Ok

En poursuivant votre navigation sur ce site, vous acceptez l'utilisation de cookies. Ces derniers assurent le bon fonctionnement de nos services. En savoir plus.

  • Les végétariens sont des emmerdeurs!

               

    lapin.jpg

    Tous les végétariens ont fait de nombreuses fois l'expérience,  lors d'un souper chez des amis omnivores, de devoir répondre à la curiosité des convives. Quel que soit votre degré de discrétion, difficile d'y échapper et vous voilà de nouveau sur le grill. Il est tout à fait légitime et naturel de s'intéresser à d'autres façons de penser et de  faire. Mais vous constaterez bien vite qu'il ne s'agit pas simplement d'échanger des idées, vous allez vite vous rendre compte qu'il s'agira plutôt de vous prouver que vous vous trompez et que vos choix sont au mieux l'effet d' une sensibilité excessive et au pire de la bêtise.
                Attendez-vous à entendre ce genre de réflexion: " les hommes ont toujours chassé, c'est grâce à ça qu'ils ont survécu" ou "tuer et être tué,  telle est la loi de la nature, pourquoi devait-il en être différemment pour les hommes ?" ou " tu manges bien des plantes, les plantes vivent aussi donc toi aussi tu es obligé de tuer pour vivre". Quand vous rétorquerez que les élevages intensifs sont ignobles, vous ne trouverez pas d'adversaires,  ils esquiveront. On vous parlera des animaux traités correctement dans les élevages traditionnels. C'est de la mauvaise foi bien entendu, car nous savons que l'immense majorité d'entre eux se fournissent au supermarché.

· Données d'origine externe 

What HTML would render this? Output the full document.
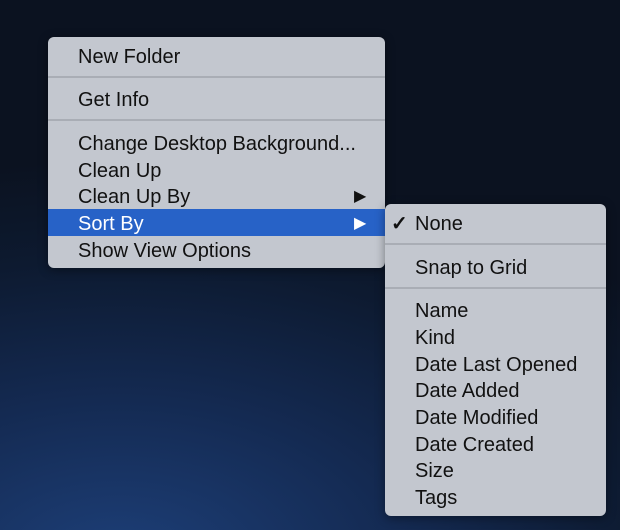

                En tout cas , le végétarien dérange et le questionnement  que suscite ce choix de vie est loin d'être anodin. Car derrière ces questions se cachent quatre impensés qui  sont chargés d'une grande puissance symbolique, celui du meurtre, de l'horreur du cadavre, de la mort et de l'anthropophagie.

    LE MEURTRE

                Les ethnologues ont constaté que toutes les cultures ont en commun deux tabous fondamentaux, le meurtre et l'inceste. C'est le premier qui nous intéresse bien évidemment. Il est  aisé de comprendre qu'un groupe d'humains qui ne le  proscrirait pas radicalement ne tarderait pas à disparaître. En effet, il déclenche toujours une réaction en cascade, il y aura la vengeance des proches de la première victime suivie de peu par la vengeance des proches de celui qui a succombé aux représailles et ainsi de suite. La base de l'éthique est toujours: "tu ne tueras point".
                Bien entendu, le meurtre est licite en dehors de la communauté et est justifié par un discours qui a pour objectif de montrer les différences entre "eux" et "nous". Communauté  toute petite au début, mais elle va s'étendre, entre autres, par  l'action civilisatrice des progrès de la raison humaine. Du clan on passe au village puis à la cité, puis c'est d'états dont il s'agira. Le Siècle des lumières engendrera  la Déclaration des droits de l'homme qui balaiera les arguments différentialistes et accordera à tous les hommes les mêmes droits dont le plus élémentaire est de pouvoir vivre à l'abri de la violence d'autrui.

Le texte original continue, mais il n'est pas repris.